Sn-based perovskite solar cells (PSCs) are of great interest to overcome the problem of toxicity of Pb-based PSCs. Several methods to synthesize Sn-based perovskite films by solution and vacuum processes have already been reported. For instance, CH₃NH₃SnI₃ (MASnI₃) are often synthesized by the reaction of SnI₂ and CH₃NH₃I (MAI) dissolved in organic solutions including various additives to control the crystallinity and to prevent the oxidation of Sn²⁺ into Sn⁴⁺, which are known to hamper the performance of the solar cells [1]. Note that very few reports have also demonstrated that CH₃NH₃SnI₃ thin films can be synthesized by the reaction of Sn thin films in the presence of MAI in solution or in gas phase [2, 3]. Based on this information and on our previous experience with the synthesis of CH₃NH₃PbI₃ (MAPbI₃) by reaction of Pb thin film in the presence of CH₃NH₃I+I₂ [4], we studied the synthesis of CH₃NH₃SnI₃ from Sn thin films.

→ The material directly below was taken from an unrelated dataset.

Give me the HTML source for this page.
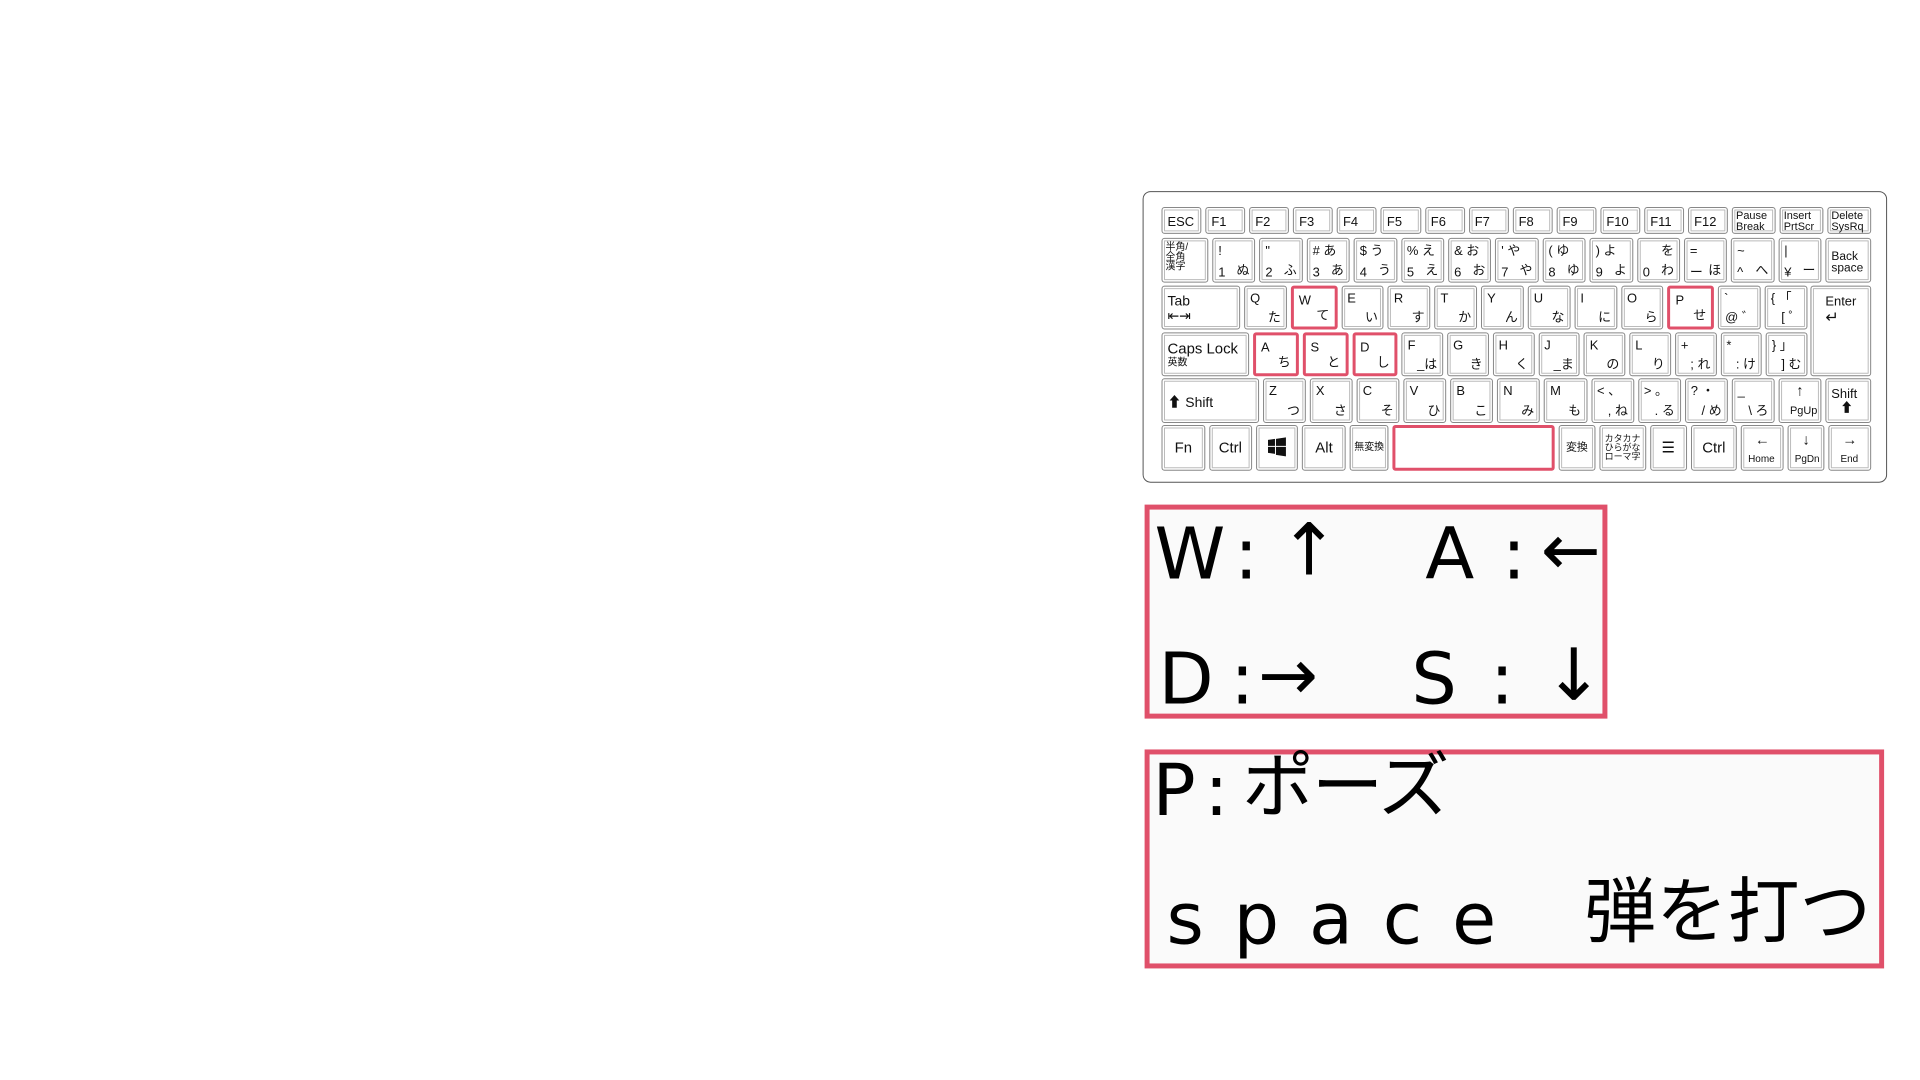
<!DOCTYPE html>
<html><head><meta charset="utf-8"><style>
body{margin:0;width:1920px;height:1080px;background:#fff;position:relative;overflow:hidden;font-family:"Liberation Sans","Noto Sans CJK JP",sans-serif;}
#w{position:absolute;left:0;top:0;width:1920px;height:1080px;transform:scale(0.9953);transform-origin:0 0}
.kb{position:absolute;left:1148px;top:192px;width:748px;height:293px;border:1.5px solid #555;border-radius:8px;background:#fff;box-sizing:border-box}
.row{position:absolute;display:flex;gap:4px;left:1167px}
.k{position:relative;flex:1 1 0;border:1.5px solid #888;border-radius:3px;background:#fff;box-shadow:inset 0 0 0 1.5px #fff,inset 0 0 0 2.5px #bbb;box-sizing:border-box;font-size:13px;color:#111;line-height:1}
.k .t{position:absolute;left:5px;top:5px}
.k .b{position:absolute;right:5px;bottom:5px}
.k .c{position:absolute;left:0;right:0;top:50%;transform:translateY(-50%);text-align:center}
.r{border:3px solid #e0506a;box-shadow:none}
.box{position:absolute;border:5px solid #e0506a;background:#fafafa;box-sizing:border-box}
.g{position:absolute;font-family:"DejaVu Sans","Noto Sans CJK JP",sans-serif;font-size:72px;line-height:1;color:#000}
</style></head><body><div id="w">
<div class="kb"></div>
<div class="row" style="top:208px;height:27px;width:713px">
<div class="k"><span class="t" style="top:7px">ESC</span></div><div class="k"><span class="t" style="top:7px">F1</span></div><div class="k"><span class="t" style="top:7px">F2</span></div><div class="k"><span class="t" style="top:7px">F3</span></div><div class="k"><span class="t" style="top:7px">F4</span></div><div class="k"><span class="t" style="top:7px">F5</span></div><div class="k"><span class="t" style="top:7px">F6</span></div><div class="k"><span class="t" style="top:7px">F7</span></div><div class="k"><span class="t" style="top:7px">F8</span></div><div class="k"><span class="t" style="top:7px">F9</span></div><div class="k"><span class="t" style="top:7px">F10</span></div><div class="k"><span class="t" style="top:7px">F11</span></div><div class="k"><span class="t" style="top:7px">F12</span></div>
<div class="k" style="flex-grow:1.1;font-size:11px"><span class="t" style="top:3px;left:3px">Pause<br>Break</span></div><div class="k" style="flex-grow:1.1;font-size:11px"><span class="t" style="top:3px;left:3px">Insert<br>PrtScr</span></div><div class="k" style="flex-grow:1.1;font-size:11px"><span class="t" style="top:3px;left:3px">Delete<br>SysRq</span></div>
</div>
<div class="row" style="top:239px;height:45px;width:713px">
<div class="k" style="flex:0 0 47px;font-size:10px"><span class="t" style="left:3px;top:4px">半角/<br>全角<br>漢字</span></div>
<div class="k"><span class="t">!</span><span class="t" style="top:27px">1</span><span class="b">ぬ</span></div>
<div class="k"><span class="t">"</span><span class="t" style="top:27px">2</span><span class="b">ふ</span></div>
<div class="k"><span class="t"># あ</span><span class="t" style="top:27px">3</span><span class="b">あ</span></div>
<div class="k"><span class="t">$ う</span><span class="t" style="top:27px">4</span><span class="b">う</span></div>
<div class="k"><span class="t">% え</span><span class="t" style="top:27px">5</span><span class="b">え</span></div>
<div class="k"><span class="t">&amp; お</span><span class="t" style="top:27px">6</span><span class="b">お</span></div>
<div class="k"><span class="t">' や</span><span class="t" style="top:27px">7</span><span class="b">や</span></div>
<div class="k"><span class="t">( ゆ</span><span class="t" style="top:27px">8</span><span class="b">ゆ</span></div>
<div class="k"><span class="t">) よ</span><span class="t" style="top:27px">9</span><span class="b">よ</span></div>
<div class="k"><span class="t" style="left:auto;right:5px">を</span><span class="t" style="top:27px">0</span><span class="b">わ</span></div>
<div class="k"><span class="t">=</span><span class="t" style="top:27px">ー</span><span class="b">ほ</span></div>
<div class="k"><span class="t">~</span><span class="t" style="top:27px">^</span><span class="b">へ</span></div>
<div class="k"><span class="t">|</span><span class="t" style="top:27px">¥</span><span class="b">ー</span></div>
<div class="k" style="flex:0 0 46px;font-size:12px"><span class="t" style="top:11px;left:5px">Back<br>space</span></div>
</div>
<div class="row" style="top:287px;height:44px;width:649px">
<div class="k" style="flex:0 0 79px;font-size:14px"><span class="t" style="top:7px">Tab</span><span class="t" style="top:22px">⇤⇥</span></div>
<div class="k"><span class="t">Q</span><span class="b">た</span></div>
<div class="k r"><span class="t">W</span><span class="b">て</span></div>
<div class="k"><span class="t">E</span><span class="b">い</span></div>
<div class="k"><span class="t">R</span><span class="b">す</span></div>
<div class="k"><span class="t">T</span><span class="b">か</span></div>
<div class="k"><span class="t">Y</span><span class="b">ん</span></div>
<div class="k"><span class="t">U</span><span class="b">な</span></div>
<div class="k"><span class="t">I</span><span class="b">に</span></div>
<div class="k"><span class="t">O</span><span class="b">ら</span></div>
<div class="k r"><span class="t">P</span><span class="b">せ</span></div>
<div class="k"><span class="t">`</span><span class="b">@ ゛</span></div>
<div class="k"><span class="t">{ 「</span><span class="b">[ ゜</span></div>
</div>
<div class="k" style="position:absolute;left:1819px;top:287px;width:61px;height:91px"><span class="t" style="top:8px;left:14px">Enter</span><span class="t" style="top:24px;left:14px;font-size:16px">↵</span></div>
<div class="row" style="top:334px;height:44px;width:649px">
<div class="k" style="flex:0 0 88px;font-size:15px"><span class="t" style="top:8px">Caps Lock</span><span class="t" style="top:25px;font-size:10px">英数</span></div>
<div class="k r"><span class="t">A</span><span class="b">ち</span></div>
<div class="k r"><span class="t">S</span><span class="b">と</span></div>
<div class="k r"><span class="t">D</span><span class="b">し</span></div>
<div class="k"><span class="t">F</span><span class="b">_は</span></div>
<div class="k"><span class="t">G</span><span class="b">き</span></div>
<div class="k"><span class="t">H</span><span class="b">く</span></div>
<div class="k"><span class="t">J</span><span class="b">_ま</span></div>
<div class="k"><span class="t">K</span><span class="b">の</span></div>
<div class="k"><span class="t">L</span><span class="b">り</span></div>
<div class="k"><span class="t">+</span><span class="b">; れ</span></div>
<div class="k"><span class="t">*</span><span class="b">: け</span></div>
<div class="k"><span class="t">} 」</span><span class="b">] む</span></div>
</div>
<div class="row" style="top:380px;height:45px;width:713px">
<div class="k" style="flex:0 0 98px;font-size:14px"><span class="t" style="top:16px">⬆ Shift</span></div>
<div class="k"><span class="t">Z</span><span class="b">つ</span></div>
<div class="k"><span class="t">X</span><span class="b">さ</span></div>
<div class="k"><span class="t">C</span><span class="b">そ</span></div>
<div class="k"><span class="t">V</span><span class="b">ひ</span></div>
<div class="k"><span class="t">B</span><span class="b">こ</span></div>
<div class="k"><span class="t">N</span><span class="b">み</span></div>
<div class="k"><span class="t">M</span><span class="b">も</span></div>
<div class="k"><span class="t">&lt; 、</span><span class="b">, ね</span></div>
<div class="k"><span class="t">&gt; 。</span><span class="b">. る</span></div>
<div class="k"><span class="t">? ・</span><span class="b">/ め</span></div>
<div class="k"><span class="t">_</span><span class="b">\ ろ</span></div>
<div class="k" style="font-size:11px"><span class="c" style="top:12px;font-size:15px">↑</span><span class="b" style="right:3px">PgUp</span></div>
<div class="k" style="flex:0 0 46px"><span class="t" style="top:8px">Shift</span><span class="t" style="top:22px;left:14px">⬆</span></div>
</div>
<div class="row" style="top:427px;height:46px;width:713px">
<div class="k" style="flex:44 1 0;font-size:15px"><span class="c">Fn</span></div>
<div class="k" style="flex:43 1 0;font-size:15px"><span class="c">Ctrl</span></div>
<div class="k" style="flex:43 1 0"><span class="c"><svg width="20" height="20" viewBox="0 0 20 20"><path d="M1 3l7-1v7H1zM9 2l10-1.5V9H9zM1 10h7v7l-7-1zM9 10h10v9.5L9 18z" fill="#111"/></svg></span></div>
<div class="k" style="flex:44 1 0;font-size:15px"><span class="c">Alt</span></div>
<div class="k" style="flex:39 1 0;font-size:10px"><span class="c">無変換</span></div>
<div class="k r" style="flex:165 1 0"></div>
<div class="k" style="flex:37 1 0;font-size:11px"><span class="c">変換</span></div>
<div class="k" style="flex:47 1 0;font-size:9px"><span class="c">カタカナ<br>ひらがな<br>ローマ字</span></div>
<div class="k" style="flex:37 1 0"><span class="c" style="font-size:15px">☰</span></div>
<div class="k" style="flex:47 1 0;font-size:15px"><span class="c">Ctrl</span></div>
<div class="k" style="flex:43 1 0;font-size:10px"><span class="c" style="top:14px;font-size:15px">←</span><span class="b" style="right:8px">Home</span></div>
<div class="k" style="flex:37 1 0;font-size:10px"><span class="c" style="top:14px;font-size:15px">↓</span><span class="b" style="right:4px">PgDn</span></div>
<div class="k" style="flex:43 1 0;font-size:10px"><span class="c" style="top:14px;font-size:15px">→</span><span class="b" style="right:12px">End</span></div>
</div>

<div class="box" style="left:1150px;top:507px;width:465px;height:215px"></div>
<div class="g" style="left:1160px;top:520px">W</div>
<div class="g" style="left:1240px;top:520px">:</div>
<div class="g" style="left:1285px;top:516px">↑</div>
<div class="g" style="left:1432px;top:520px">A</div>
<div class="g" style="left:1509px;top:520px">:</div>
<div class="g" style="left:1548px;top:516px">←</div>
<div class="g" style="left:1164px;top:646px">D</div>
<div class="g" style="left:1236px;top:646px">:</div>
<div class="g" style="left:1264px;top:642px">→</div>
<div class="g" style="left:1418px;top:646px">S</div>
<div class="g" style="left:1497px;top:646px">:</div>
<div class="g" style="left:1551px;top:642px">↓</div>

<div class="box" style="left:1150px;top:753px;width:743px;height:220px"></div>
<div class="g" style="left:1158px;top:758px">P</div>
<div class="g" style="left:1210px;top:758px">:</div>
<div class="g" style="left:1248px;top:754px;letter-spacing:-2px">ポーズ</div>
<div class="g" style="left:1172px;top:887px;letter-spacing:30px">space</div>
<div class="g" style="left:1592px;top:880px;font-size:72px">弾を打つ</div>
</div></body></html>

Here, we report that CH₃NH₃SnI₃ thin film can be readily synthesized by heating Sn thin film pre-deposited on glass subtract (at around 90 ^oC) and CH₃NH₃I powder source (at around 145 ^oC, 0.1 Atm), in a 2-zone furnace as shown in figure 1. We observed that the synthesis of CH₃NH₃SnI₃ thin films occurs by a one-step chemical vapor reaction of Sn thin film in the presence of CH₃NH₃I vapor (and/or the byproducts due to thermal decomposition). According to x-ray diffraction study and thermogravimetry/mass spectroscopy data, we will discuss several reaction mechanisms (such as in eq. (1)). Note that the chemical nature of the intermediate phase and the byproducts are still highly debated.

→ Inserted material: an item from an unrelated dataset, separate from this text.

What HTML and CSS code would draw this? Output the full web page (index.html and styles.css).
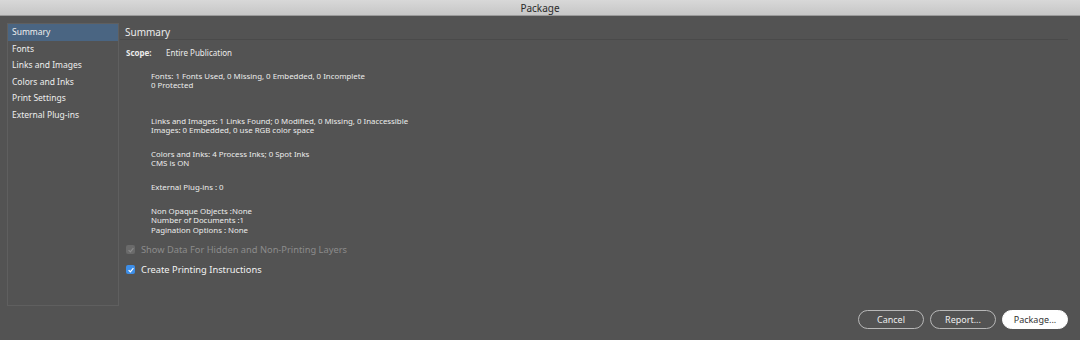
FILE: index.html
```html
<!DOCTYPE html>
<html>
<head>
<meta charset="utf-8">
<link rel="stylesheet" href="styles.css">
</head>
<body>
<div class="window">
  <div class="titlebar">Package</div>
  <div class="body">
    <div class="sidebar">
      <div class="nav-item selected">Summary</div>
      <div class="nav-item">Fonts</div>
      <div class="nav-item">Links and Images</div>
      <div class="nav-item">Colors and Inks</div>
      <div class="nav-item">Print Settings</div>
      <div class="nav-item">External Plug-ins</div>
    </div>
    <div class="main">
      <div class="heading">Summary</div>
      <div class="scope"><span class="scope-label">Scope:</span><span>Entire Publication</span></div>
      <div class="info">
        <div class="block b-fonts">Fonts: 1 Fonts Used, 0 Missing, 0 Embedded, 0 Incomplete<br>0 Protected</div>
        <div class="block b-links">Links and Images: 1 Links Found; 0 Modified, 0 Missing, 0 Inaccessible<br>Images: 0 Embedded, 0 use RGB color space</div>
        <div class="block b-colors">Colors and Inks: 4 Process Inks; 0 Spot Inks<br>CMS is ON</div>
        <div class="block b-ext">External Plug-ins : 0</div>
        <div class="block b-misc">Non Opaque Objects :None<br>Number of Documents :1<br>Pagination Options : None</div>
      </div>
      <div class="check disabled"><span class="box"><svg viewBox="0 0 10 10" width="8" height="8"><path d="M2 5.2 L4.2 7.4 L8 2.6" fill="none" stroke="#8a8a8a" stroke-width="1.5"/></svg></span><span>Show Data For Hidden and Non-Printing Layers</span></div>
      <div class="check enabled"><span class="box"><svg viewBox="0 0 10 10" width="8" height="8"><path d="M2 5.2 L4.2 7.4 L8 2.6" fill="none" stroke="#ffffff" stroke-width="1.5"/></svg></span><span>Create Printing Instructions</span></div>
    </div>
  </div>
  <div class="footer">
    <button class="btn">Cancel</button>
    <button class="btn">Report...</button>
    <button class="btn primary">Package...</button>
  </div>
</div>
</body>
</html>
```
FILE: styles.css
```css
html, body {
  margin: 0;
  padding: 0;
  background: #535353;
}
.window {
  width: 1080px;
  height: 340px;
  display: flex;
  flex-direction: column;
  font-family: "Noto Sans", "DejaVu Sans", sans-serif;
  color: #ececec;
  background: #535353;
}
.titlebar {
  height: 16px;
  line-height: 16px;
  text-align: center;
  font-size: 10px;
  color: #2a2a2a;
  background: linear-gradient(#d8d8d8, #c6c6c6);
  border-bottom: 1px solid #9a9a9a;
  box-sizing: border-box;
}
.body {
  display: flex;
  padding: 7px 12px 0 7px;
  height: 284px;
}
.sidebar {
  width: 112px;
  height: 283px;
  box-sizing: border-box;
  border: 1px solid #5f5f5f;
  padding: 0;
}
.nav-item {
  height: 16.5px;
  line-height: 16px;
  font-size: 8.5px;
  padding-left: 4px;
  color: #eeeeee;
}
.nav-item.selected {
  background: #4a6582;
}
.main {
  flex: 1;
  padding-left: 1px;
}
.heading {
  font-size: 10px;
  height: 16px;
  line-height: 18px;
  padding-left: 5px;
  border-bottom: 1px solid #4a4a4a;
}
.scope {
  font-size: 8px;
  padding-left: 6px;
  margin-top: 7px;
  height: 12px;
  line-height: 12px;
  display: flex;
}
.scope-label {
  font-weight: bold;
  width: 40px;
}
.info {
  padding-left: 31px;
  font-size: 7.85px;
  line-height: 9.3px;
}
.b-fonts { margin-top: 13px; }
.b-links { margin-top: 26px; }
.b-colors { margin-top: 15px; }
.b-ext { margin-top: 14px; }
.b-misc { margin-top: 15px; }
.check {
  display: flex;
  align-items: center;
  padding-left: 6px;
  gap: 6px;
}
.check.disabled {
  margin-top: 9px;
  font-size: 9.3px;
  color: #8c8c8c;
  height: 12px;
}
.check.enabled {
  margin-top: 8px;
  font-size: 9.3px;
  color: #f2f2f2;
  height: 12px;
}
.box {
  width: 9px;
  height: 9px;
  border-radius: 2px;
  display: flex;
  align-items: center;
  justify-content: center;
}
.disabled .box { background: #6a6a6a; }
.enabled .box { background: #3d8ee8; }
.footer {
  display: flex;
  justify-content: flex-end;
  gap: 6px;
  padding: 0 12px 0 0;
  margin-top: 3px;
}
.btn {
  width: 66px;
  height: 19px;
  border-radius: 10px;
  border: 1px solid #b8b8b8;
  background: transparent;
  color: #eeeeee;
  font-family: "Noto Sans", "DejaVu Sans", sans-serif;
  font-size: 9px;
  padding: 0;
}
.btn.primary {
  background: #ffffff;
  border-color: #ffffff;
  color: #333333;
}
```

Sn + 3CH₃NH₃I → CH₃NH₃SnI₃ + (2CH₃NH₂ + H₂)      (1)

Interestingly, the above-mentioned reaction does not require any additive (such as SnF₂) to prevent the formation of Sn⁴⁺, because the reaction Sn⁴⁺ + Sn → 2Sn²⁺ will take place until all the Sn is completely consumed. Note that in the solution process, Sn has also been recently used to synthesize high-purity SnI₂ by the reaction Sn +I₂, which also prevents the formation of Sn⁴⁺ and SnI₄.

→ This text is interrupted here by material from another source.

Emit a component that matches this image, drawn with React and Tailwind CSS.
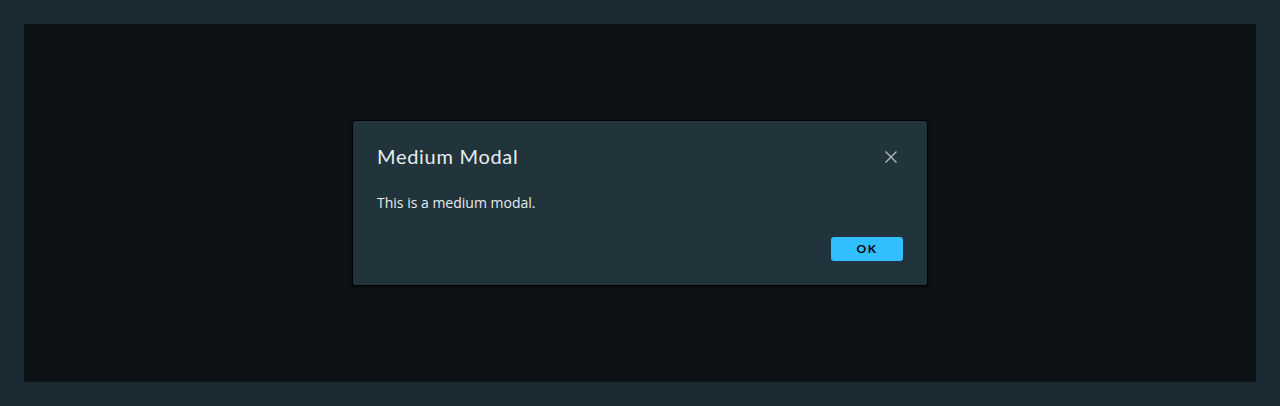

In conclusion, we have developed a one-step chemical vapor reaction process to synthesize CH₃NH₃SnI₃  (MASnI₃) by directly converting Sn thin films in the presence of CH₃NH₃I (MAI) vapor at moderate temperatures. This method can be applied to synthesize various types of Sn-based perovskite (e.g., FASnI₃).